Hay más sociología en un álbum de fotos que en cien libros de cualquier biblioteca, y más jerarquía que en las olvidables imágenes que guardamos en el móvil.
Siempre que íbamos a casa de la abuela cogíamos uno de sus álbumes de fotos de la estantería. Eran muchos y muy gruesos. Eran verdes, granates y marrones. Algunos tenían fotografías casi actuales, desde que empezamos a nacer sus nietos hasta un presente difuso que se estiraba como un bostezo. Los álbumes, como la memoria, son guardianes del antes pero se alimentan del ahora.
Otros tenían fotos más antiguas, en blanco y negro. En ellas aparecían personas a las que no habíamos visto antes y con las que nos fuimos familiarizando poco a poco, como si fueran los personajes de una novela coral. “¿Y estos quiénes son, abuela?”.
Ella nos contaba, con los ojos brillantes, de su madre, de su padre, de sus hermanos. Estábamos todos, dentro de aquellas páginas gruesas, en una reunión familiar que no se acababa nunca. Los álbumes de fotos no dejaban que la abuela se quedara sola.
“Gracias a todas esas fotos conocimos a nuestros padres cuando aún no eran nuestros padres, a la abuela cuando aún no era la abuela y al abuelo al que nunca conocí”.
Mi hermana y yo nos sentábamos en el sofá del salón con los álbumes encima y los pies colgando, y así supimos de mil historias, las más interesantes del mundo, que son las propias.
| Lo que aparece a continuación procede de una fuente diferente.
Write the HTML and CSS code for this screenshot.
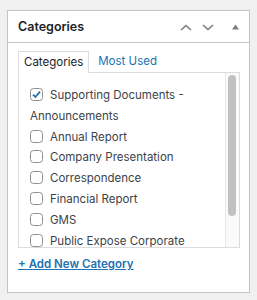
FILE: index.html
```html
<!DOCTYPE html>
<html lang="en">
<head>
    <meta charset="UTF-8">
    <meta name="viewport" content="width=device-width, initial-scale=1.0">
    <title>Categories</title>
    <link rel="stylesheet" href="styles.css">
</head>
<body>

<div class="postbox">
    <div class="postbox-header">
        <h2>Categories</h2>
        <div class="handle-actions">
            <svg class="chevron" width="12" height="7" viewBox="0 0 12 7"><path d="M1 6L6 1.5L11 6" fill="none" stroke="#787c82" stroke-width="1.6"/></svg>
            <svg class="chevron" width="12" height="7" viewBox="0 0 12 7"><path d="M1 1L6 5.5L11 1" fill="none" stroke="#787c82" stroke-width="1.6"/></svg>
            <svg class="toggle" width="7" height="6" viewBox="0 0 7 6"><path d="M3.5 0.5L7 5.5H0Z" fill="#787c82"/></svg>
        </div>
    </div>
    <div class="inside">
        <ul class="category-tabs">
            <li class="tabs">Categories</li>
            <li><a href="#">Most Used</a></li>
        </ul>
        <div class="tabs-panel">
            <ul class="categorychecklist">
                <li><label><span class="check"><svg width="11" height="11" viewBox="0 0 11 11"><path d="M2 5.6L4.4 8L9 2.6" fill="none" stroke="#2271b1" stroke-width="1.8"/></svg></span>Supporting Documents - Announcements</label></li>
                <li><label><span class="check"></span>Annual Report</label></li>
                <li><label><span class="check"></span>Company Presentation</label></li>
                <li><label><span class="check"></span>Correspondence</label></li>
                <li><label><span class="check"></span>Financial Report</label></li>
                <li><label><span class="check"></span>GMS</label></li>
                <li><label><span class="check"></span>Public Expose Corporate</label></li>
            </ul>
            <div class="scroll-track">
                <div class="scroll-thumb"></div>
            </div>
        </div>
        <a class="add-new" href="#">+ Add New Category</a>
    </div>
</div>

</body>
</html>
```

FILE: styles.css
```css
body {
    margin: 0;
    padding: 10px 8px 0 7px;
    background-color: #f0f0f1;
    color: #3c434a;
    font-family: Inter, "Noto Sans", sans-serif;
    font-size: 11.5px;
}
.postbox {
    width: 241px;
    height: 281px;
    background: #fff;
    border: 1px solid #c3c4c7;
}
.postbox-header {
    height: 31px;
    border-bottom: 1px solid #c3c4c7;
    display: flex;
    align-items: center;
    justify-content: space-between;
    padding: 0 10px 0 10px;
}
.postbox-header h2 {
    margin: 0;
    font-size: 12.5px;
    font-weight: 600;
    color: #1d2327;
}
.handle-actions {
    display: flex;
    align-items: center;
    margin-top: 1px;
}
.chevron {
    margin-right: 10px;
}
.toggle {
    margin-left: 8px;
}
.inside {
    padding: 8px 9px 0 10px;
}
.category-tabs {
    list-style: none;
    margin: 0;
    padding: 0;
    display: flex;
    height: 22px;
}
.category-tabs li {
    padding: 0 8px 0 9px;
    line-height: 21px;
}
.category-tabs li.tabs {
    padding: 0 5px;
    border: 1px solid #dcdcde;
    border-bottom: 1px solid #fff;
    background: #fff;
    color: #1d2327;
    position: relative;
    z-index: 1;
}
.category-tabs a {
    color: #2271b1;
    text-decoration: none;
}
.tabs-panel {
    height: 174px;
    border: 1px solid #dcdcde;
    margin-top: -1px;
    overflow: hidden;
    background: #fff;
    display: flex;
}
.categorychecklist {
    flex: 1;
    list-style: none;
    margin: 0;
    padding: 12px 0 0 11px;
}
.categorychecklist li {
    line-height: 20.8px;
}
.scroll-track {
    width: 14px;
    box-sizing: border-box;
    background: #fafafa;
    border-left: 1px solid #e8e8e8;
    padding: 2px 3px 0 2px;
}
.scroll-thumb {
    height: 141px;
    background: #c1c1c1;
    border-radius: 4px;
}
.check {
    display: inline-block;
    width: 13px;
    height: 13px;
    border: 1px solid #8c8f94;
    border-radius: 3.5px;
    box-sizing: border-box;
    vertical-align: -2px;
    margin-right: 7px;
    position: relative;
}
.check svg {
    position: absolute;
    left: 0;
    top: 0;
}
.add-new {
    display: inline-block;
    margin-top: 9px;
    color: #2271b1;
    font-weight: 600;
    text-decoration: underline;
}
```
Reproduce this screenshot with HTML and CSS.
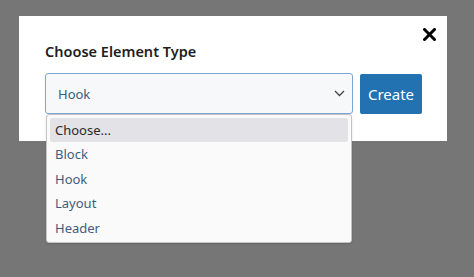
FILE: index.html
```html
<!DOCTYPE html>
<html lang="en">

<head>
  <meta charset="UTF-8">
  <meta name="viewport" content="width=device-width, initial-scale=1.0">
  <link rel="stylesheet" href="styles.css">
</head>

<body>
  <div class="modal">
    <button class="close" type="button" aria-label="Close">
      <svg width="13" height="13" viewBox="0 0 13 13">
        <path d="M1.5 1.5 L11.5 11.5 M11.5 1.5 L1.5 11.5" stroke="#000" stroke-width="3" stroke-linecap="square" />
      </svg>
    </button>
    <h2 class="title">Choose Element Type</h2>
    <div class="controls">
      <div class="picker">
        <div class="select">
          <span>Hook</span>
          <svg class="chevron" width="11" height="7" viewBox="0 0 11 7">
            <path d="M1 1 L5.5 5.5 L10 1" fill="none" stroke="#444" stroke-width="1.3" />
          </svg>
        </div>
        <ul class="options">
          <li class="active">Choose...</li>
          <li>Block</li>
          <li>Hook</li>
          <li>Layout</li>
          <li>Header</li>
        </ul>
      </div>
      <button class="btn" type="button">Create</button>
    </div>
  </div>
</body>

</html>
```

FILE: styles.css
```css
html,
body {
  height: 100%;
}

body {
  box-sizing: border-box;
  margin: 0;
  padding-top: 16px;
  background-color: #767676;
  font-family: "Noto Sans", "Open Sans", sans-serif;
}

.modal {
  position: relative;
  width: 402px;
  height: 125px;
  margin-left: 19px;
  padding: 0 0 0 26px;
  background-color: #ffffff;
}

.modal .close {
  position: absolute;
  top: 12px;
  right: 11px;
  padding: 0;
  border: none;
  background: none;
  line-height: 0;
}

.modal .title {
  margin: 0;
  padding-top: 25px;
  font-size: 14.5px;
  font-weight: 600;
  line-height: 20px;
  color: #1e1e1e;
}

.controls {
  display: flex;
  gap: 7px;
  margin-top: 12px;
}

.picker {
  position: relative;
  z-index: 5;
}

.select {
  display: flex;
  align-items: center;
  justify-content: space-between;
  box-sizing: border-box;
  width: 308px;
  height: 41px;
  padding: 0 7px 0 12px;
  border: 1px solid #7fa6d2;
  border-radius: 3px;
  background-color: #f7f8f9;
  font-size: 13px;
  color: #3b5a7c;
}

.options {
  position: absolute;
  top: 41px;
  left: 1px;
  z-index: 10;
  box-sizing: border-box;
  width: 306px;
  height: 129px;
  margin: 0;
  padding: 3px 3px;
  list-style: none;
  border: 1px solid #c4c4c4;
  border-radius: 3px;
  background-color: #fafafa;
  box-shadow: 0 1px 2px rgba(0, 0, 0, 0.15);
}

.options li {
  height: 24.4px;
  padding-left: 5px;
  font-size: 13px;
  line-height: 24px;
  color: #3d5d80;
}

.options li.active {
  border-radius: 2px;
  background-color: #e2e2e7;
  color: #2a2a2a;
}

.btn {
  width: 62px;
  height: 40px;
  margin-top: 1px;
  padding: 0;
  border: none;
  border-radius: 2px;
  background-color: #2271b1;
  font-family: inherit;
  font-size: 15px;
  color: #ffffff;
}
```
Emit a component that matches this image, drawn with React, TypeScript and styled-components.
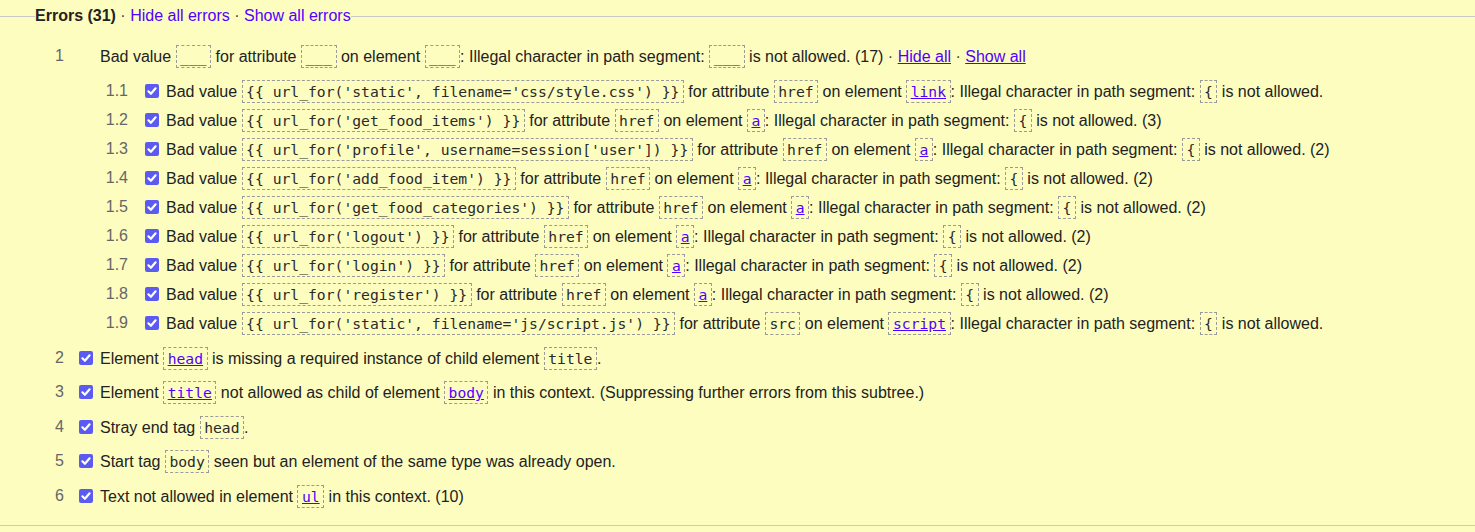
import React from 'react'
import styled, { createGlobalStyle } from 'styled-components'

const GlobalStyle = createGlobalStyle`
  body {
    margin: 0;
    background: #fdfdc0;
    font-family: 'Liberation Sans', Arial, sans-serif;
    font-size: 16px;
    color: #222;
  }
`

const Fieldset = styled.fieldset`
  margin: 7px 0 0 0;
  padding: 14px 0 12px 0;
  min-width: 0;
  border: none;
  border-top: 1px solid #c9c9c9;
  border-bottom: 1px solid #c9c9c9;
`

const Legend = styled.legend`
  margin-left: 35px;
  padding: 0;
  line-height: 18px;
`

const LegendTitle = styled.strong`
  font-weight: bold;
`

const Sep = styled.span`
  color: #444;
`

const Link = styled.a<{ $underline?: boolean }>`
  color: #5200ff;
  text-decoration: ${(props) => (props.$underline ? 'underline' : 'none')};
  cursor: pointer;
`

const List = styled.ol`
  list-style: none;
  margin: 0;
  padding: 0 0 0 34px;
`

const SubList = styled.ol`
  list-style: none;
  margin: 0;
  padding: 3px 0 3px 64px;
`

const Row = styled.div<{ $height: number }>`
  display: flex;
  align-items: center;
  height: ${(props) => props.$height}px;
  white-space: nowrap;
`

const Num = styled.span<{ $gap: number }>`
  width: 30px;
  text-align: right;
  color: #666;
  margin-right: ${(props) => props.$gap}px;
  flex: none;
`

const CheckBox = styled.span<{ $empty?: boolean }>`
  width: 14px;
  height: 14px;
  border-radius: 2px;
  background: ${(props) => (props.$empty ? 'transparent' : '#5b5bf2')};
  margin-right: 7px;
  flex: none;
  display: flex;
  align-items: center;
  justify-content: center;
`

const Message = styled.span`
  line-height: 23px;
  padding-top: 1px;
`

const Code = styled.code`
  display: inline-block;
  font-family: 'DejaVu Sans Mono', 'Liberation Mono', monospace;
  font-size: 14.7px;
  line-height: 21px;
  padding: 0 3.5px;
  border: 1px dashed #9a9a9a;
  color: #2a2a2a;
  vertical-align: middle;
  margin-top: -2px;
`

const CodeLink = styled.a`
  color: #5200ff;
  text-decoration: underline;
`

const Check = () => (
  <CheckBox>
    <svg width="14" height="14" viewBox="0 0 14 14">
      <path d="M3.4 7.3 L5.9 9.8 L10.6 4.3" fill="none" stroke="#fff" strokeWidth="2.2" strokeLinecap="round" strokeLinejoin="round" />
    </svg>
  </CheckBox>
)

const badValue = (value: string, attr: string, el: string, count?: number) => (
  <>
    Bad value <Code>{value}</Code> for attribute <Code>{attr}</Code> on element{' '}
    <Code>
      <CodeLink>{el}</CodeLink>
    </Code>
    : Illegal character in path segment: <Code>{'{'}</Code> is not allowed.
    {count ? ` (${count})` : ''}
  </>
)

const subItems = [
  badValue("{{ url_for('static', filename='css/style.css') }}", 'href', 'link'),
  badValue("{{ url_for('get_food_items') }}", 'href', 'a', 3),
  badValue("{{ url_for('profile', username=session['user']) }}", 'href', 'a', 2),
  badValue("{{ url_for('add_food_item') }}", 'href', 'a', 2),
  badValue("{{ url_for('get_food_categories') }}", 'href', 'a', 2),
  badValue("{{ url_for('logout') }}", 'href', 'a', 2),
  badValue("{{ url_for('login') }}", 'href', 'a', 2),
  badValue("{{ url_for('register') }}", 'href', 'a', 2),
  badValue("{{ url_for('static', filename='js/script.js') }}", 'src', 'script'),
]

const topItems = [
  <>
    Element{' '}
    <Code>
      <CodeLink>head</CodeLink>
    </Code>{' '}
    is missing a required instance of child element <Code>title</Code>.
  </>,
  <>
    Element{' '}
    <Code>
      <CodeLink>title</CodeLink>
    </Code>{' '}
    not allowed as child of element{' '}
    <Code>
      <CodeLink>body</CodeLink>
    </Code>{' '}
    in this context. (Suppressing further errors from this subtree.)
  </>,
  <>
    Stray end tag <Code>head</Code>.
  </>,
  <>
    Start tag <Code>body</Code> seen but an element of the same type was already open.
  </>,
  <>
    Text not allowed in element{' '}
    <Code>
      <CodeLink>ul</CodeLink>
    </Code>{' '}
    in this context. (10)
  </>,
]

const App = () => (
  <>
    <GlobalStyle />
    <Fieldset>
      <Legend>
        <LegendTitle>Errors (31)</LegendTitle>
        <Sep> · </Sep>
        <Link>Hide all errors</Link>
        <Sep> · </Sep>
        <Link>Show all errors</Link>
      </Legend>
      <List>
        <li>
          <Row $height={34.5}>
            <Num $gap={15}>1</Num>
            <CheckBox $empty />
            <Message>
              Bad value <Code>___</Code> for attribute <Code>___</Code> on element <Code>___</Code>:
              Illegal character in path segment: <Code>___</Code> is not allowed. (17) <Sep>·</Sep>{' '}
              <Link $underline>Hide all</Link> <Sep>·</Sep> <Link $underline>Show all</Link>
            </Message>
          </Row>
          <SubList>
            {subItems.map((item, i) => (
              <li key={i}>
                <Row $height={29}>
                  <Num $gap={17}>1.{i + 1}</Num>
                  <Check />
                  <Message>{item}</Message>
                </Row>
              </li>
            ))}
          </SubList>
        </li>
        {topItems.map((item, i) => (
          <li key={i}>
            <Row $height={34.5}>
              <Num $gap={15}>{i + 2}</Num>
              <Check />
              <Message>{item}</Message>
            </Row>
          </li>
        ))}
      </List>
    </Fieldset>
  </>
)

export default App
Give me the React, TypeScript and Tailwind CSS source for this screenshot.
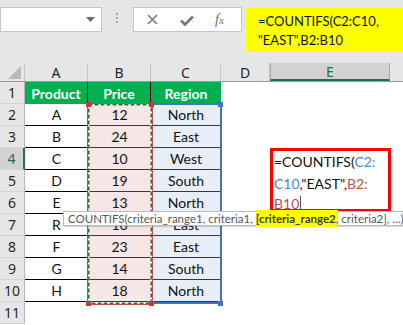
import React from 'react';

const rows: [string, string, string][] = [
  ['A', '12', 'North'],
  ['B', '24', 'East'],
  ['C', '10', 'West'],
  ['D', '19', 'South'],
  ['E', '13', 'North'],
  ['R', '16', 'East'],
  ['F', '23', 'East'],
  ['G', '14', 'South'],
  ['H', '18', 'North'],
];

const cols = [
  { key: 'A', w: 'w-[63px]' },
  { key: 'B', w: 'w-[63px]' },
  { key: 'C', w: 'w-[70px]' },
  { key: 'D', w: 'w-[49px]' },
  { key: 'E', w: 'w-[120px]' },
];

function RowHead({ n, active }: { n: number; active?: boolean }) {
  return (
    <div
      className={
        'w-[25px] shrink-0 h-full flex items-center justify-center text-[14px] border-b border-[#d4d4d4] ' +
        (active
          ? 'bg-[#d2d2d2] text-[#217346] border-r-2 border-r-[#217346]'
          : 'bg-[#e6e6e6] text-[#262626] border-r border-r-[#b5b5b5]')
      }
      style={{ fontFamily: '"Noto Sans", sans-serif' }}
    >
      {n}
    </div>
  );
}

export default function App() {
  return (
    <div
      className="relative w-[403px] h-[325px] overflow-hidden bg-white"
      style={{ fontFamily: 'Lato, "Liberation Sans", sans-serif' }}
    >
      {/* formula bar */}
      <div className="h-[63px] bg-[#e6e6e6] flex items-start">
        <div className="mt-[7px] w-[102px] h-[25px] bg-white border border-[#c6c6c6] flex items-center justify-end pr-[6px]">
          <svg width="9" height="5" viewBox="0 0 9 5">
            <path d="M0 0 L9 0 L4.5 5 Z" fill="#6a6a6a" />
          </svg>
        </div>
        <div className="mt-[13px] ml-[13px] w-[4px] flex flex-col items-center gap-[2px]">
          <div className="w-[2px] h-[2px] bg-[#a8a8a8]" />
          <div className="w-[2px] h-[2px] bg-[#a8a8a8]" />
          <div className="w-[2px] h-[2px] bg-[#a8a8a8]" />
        </div>
        <div className="mt-[7px] ml-[14px] w-[109px] h-[25px] bg-white border border-[#c6c6c6] flex items-center">
          <svg width="11" height="11" viewBox="0 0 11 11" className="ml-[13px]">
            <path d="M1 1 L10 10 M10 1 L1 10" stroke="#7a7a7a" strokeWidth="1.6" />
          </svg>
          <svg width="14" height="11" viewBox="0 0 14 11" className="ml-[22px] mt-[2px]">
            <path d="M1 5.5 L5 9.5 L13 1.5" stroke="#7a7a7a" strokeWidth="2.8" fill="none" />
          </svg>
          <span
            className="ml-[21px] text-[14px] italic text-[#6a6a6a] leading-none"
            style={{ fontFamily: '"Liberation Serif", serif' }}
          >
            f<span className="text-[11px]">x</span>
          </span>
        </div>
        <div className="mt-[8px] ml-[4px] flex-1 h-[44px] bg-[#ffff00] pl-[12px] pt-[4px] text-[13px] leading-[19px] text-[#111]">
          <div>=COUNTIFS(C2:C10,</div>
          <div>"EAST",B2:B10</div>
        </div>
      </div>

      {/* column headers */}
      <div className="flex h-[19px] bg-[#e6e6e6] border-b border-[#9b9b9b]" style={{ fontFamily: '"Noto Sans", sans-serif' }}>
        <div className="w-[25px] shrink-0 flex items-end justify-end pr-[3px] pb-[2px] border-r border-[#c6c6c6]">
          <svg width="13" height="13" viewBox="0 0 13 13">
            <path d="M13 0 L13 13 L0 13 Z" fill="#b9b9b9" />
          </svg>
        </div>
        {cols.map((c) => (
          <div
            key={c.key}
            className={
              c.w +
              ' shrink-0 flex items-center justify-center text-[14px] ' +
              (c.key === 'E'
                ? 'bg-[#d2d2d2] text-[#217346] border-b-2 border-[#217346] border-x border-x-[#ababab]'
                : 'text-[#262626] border-r border-[#c6c6c6]')
            }
          >
            {c.key}
          </div>
        ))}
        <div className="flex-1" />
      </div>

      {/* row 1 */}
      <div className="flex h-[22px]">
        <RowHead n={1} />
        <div className="w-[63px] bg-[#00b050] text-white font-bold text-[14px] flex items-center justify-center border-r border-black">Product</div>
        <div className="w-[63px] bg-[#00b050] text-white font-bold text-[14px] flex items-center justify-center border-r border-black">Price</div>
        <div className="w-[70px] bg-[#00b050] text-white font-bold text-[14px] flex items-center justify-center">Region</div>
        <div className="flex-1" />
      </div>

      {/* data rows */}
      {rows.map((r, i) => (
        <div key={i} className="flex h-[22px]">
          <RowHead n={i + 2} active={i + 2 === 4} />
          <div className="w-[63px] text-[14px] text-[#111] flex items-center justify-center border-b border-black">{r[0]}</div>
          <div className="w-[63px] text-[14px] text-[#111] bg-[#f7e6e6] flex items-center justify-center border-b border-[#3a3a3a]">{r[1]}</div>
          <div className="w-[70px] text-[14px] text-[#111] bg-[#e8eef8] flex items-center justify-center border-b border-[#3a3a3a]">{r[2]}</div>
          <div className="flex-1" />
        </div>
      ))}
      <div className="flex h-[22px]">
        <RowHead n={11} />
        <div className="flex-1" />
      </div>

      {/* reference highlight: C2:C10 */}
      <div className="absolute left-[150px] top-[103px] w-[72px] h-[201px] border-2 border-[#4472c4] border-l-0 pointer-events-none" />
      {/* reference highlight: B2:B10 + copy marquee */}
      <svg className="absolute left-[86px] top-[102px] pointer-events-none" width="68" height="204" viewBox="0 0 68 204">
        <rect x="2.5" y="2.5" width="63" height="199" fill="none" stroke="#ffffff" strokeWidth="2" />
        <rect x="2.5" y="2.5" width="63" height="199" fill="none" stroke="#217346" strokeWidth="2" strokeDasharray="4 2" />
        <rect x="1.5" y="1.5" width="65" height="201" fill="none" stroke="#c0504d" strokeWidth="1" />
      </svg>
      {/* handles */}
      <div className="absolute left-[86px] top-[102px] w-[5px] h-[5px] bg-[#c0393b]" />
      <div className="absolute left-[149px] top-[102px] w-[5px] h-[5px] bg-[#c0393b]" />
      <div className="absolute left-[86px] top-[301px] w-[5px] h-[5px] bg-[#c0393b]" />
      <div className="absolute left-[149px] top-[301px] w-[5px] h-[5px] bg-[#c0393b]" />
      <div className="absolute left-[218px] top-[102px] w-[5px] h-[5px] bg-[#4472c4]" />
      <div className="absolute left-[218px] top-[301px] w-[5px] h-[5px] bg-[#4472c4]" />

      {/* in-cell editor */}
      <div className="absolute left-[270px] top-[148px] w-[121px] h-[64px] border-[3px] border-[#ff0000] bg-white text-[14px] leading-[22px] text-[#111] pl-[1px]">
        <div>
          =COUNTIFS(<span className="text-[#4a86d4]">C2:</span>
        </div>
        <div>
          <span className="text-[#4a86d4]">C10</span>,"EAST",<span className="text-[#c0504d]">B2:</span>
        </div>
        <div className="flex items-center h-[18px]">
          <span className="text-[#c0504d]">B10</span>
          <span className="inline-block w-px h-[17px] bg-[#555] ml-px" />
        </div>
      </div>

      {/* function tooltip */}
      <div className="absolute left-[63px] top-[211px] h-[15px] pr-2 bg-white border border-[#bcbcbc] flex items-center whitespace-nowrap text-[11.5px] text-[#575757] pl-[4px] shadow-[1px_1px_1px_rgba(0,0,0,0.15)]">
        <span>COUNTIFS(criteria_range1, criteria1,&nbsp;</span>
        <span className="bg-[#ffff00] font-bold text-[#3a3a3a]">[criteria_range2</span>
        <span className="bg-[#ffff00]">,</span>
        <span>&nbsp;criteria2], ...)</span>
      </div>
    </div>
  );
}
Gracias a todos esos álbumes conocimos a nuestros padres cuando aún no eran nuestros padres: cuando eran unos novios raros, guapísimos y asustados.
También conocimos a la abuela cuando aún no era la abuela, y ni siquiera la madre de mi madre, y sobre todo al abuelo, al que en realidad yo nunca conocí. Y viendo de niños a todos mis primos entendí que ya entonces estábamos destinados -o condenados- a ser quienes somos ahora.

Las historias familiares de las que me he ido enterando después van acompañadas en mi mente de unas imágenes que se corresponden con todas esas fotos. Da igual que algunas no cuenten exactamente la verdad. Que haya quien salga sonriendo cuando un rato antes estuvo llorando. Y da igual porque ni la literatura ni las películas cuentan exactamente la verdad, y sin embargo son ciertas, como las fotos.
Si entendemos un diario como el reflejo íntimo de la persona que lo escribe en un momento determinado, los álbumes de fotos son efectivamente diarios de familia que se escriben entre todos. En los álbumes están presentes la mirada del fotógrafo, la sensibilidad de la persona que selecciona y ordena, y el temperamento y las maneras de los que aparecen en las fotos.
“Los álbumes sirven para perpetuar las historias de las familias y a la vez cuentan muchísimas otras cosas”.
Los álbumes sirven para perpetuar las historias de las familias y a la vez cuentan muchísimas otras cosas. Los coches antiguos, la ropa de otra época, los peinados imposibles. En todas esas fotos se ve el efecto salvaje del paso del tiempo en las personas, pero también en los lugares, en las casas, en los pueblos. Gracias a esos álbumes tengo la imagen vivísima de mis tíos treintañeros con un montón de hijos. Hay más sociología en un álbum de fotos que en cien libros de cualquier biblioteca.
En el móvil tengo miles de fotos que no miro nunca porque no sabría por dónde empezar. El álbum tradicional jerarquiza la historia de las familias de la misma forma que los periódicos en papel ordenan las noticias del día, y así el mundo. Las fotos que guardamos en el móvil son como las noticias que nos llegan a través de las redes sociales. Se mezcla lo importante con lo banal y estamos informados de todo sin enterarnos de nada. Las noticias más visitadas en los medios digitales, como la mayoría de las fotos del móvil, son perfectamente olvidables.
Pensaba en todo esto el otro día mientras escuchaba la conversación que la artista Coco Dávez mantuvo con la fotógrafa y comunicadora Bea Gaspar en el podcast Participantes para un delirio. Gaspar imparte un curso sobre fotografía llamado “Diarios de familia”, que precisamente trata de recuperar el valor del álbum de familia tal y como se entendía antes.
En un momento de la charla, contó algo que me llamó la atención: más allá de que los álbumes tengan la función de ordenar los recuerdos, dijo, son una forma de pasar tiempo en familia, recordando momentos, lugares y personas. Ella misma confesó que pasaba horas en casa de sus abuelos viendo fotos.
No se trata tanto de guardar las fotos por instinto de conservación, o afán de posteridad, como de pasar un rato mirándolas aquí y ahora. No se trata de atesorar, sino de compartir. De reírse, de ponerse nostálgico, de echar de menos: de pasar una tarde de domingo mirando y contando historias antiguas con la gente a la que quieres, como en una foto feliz.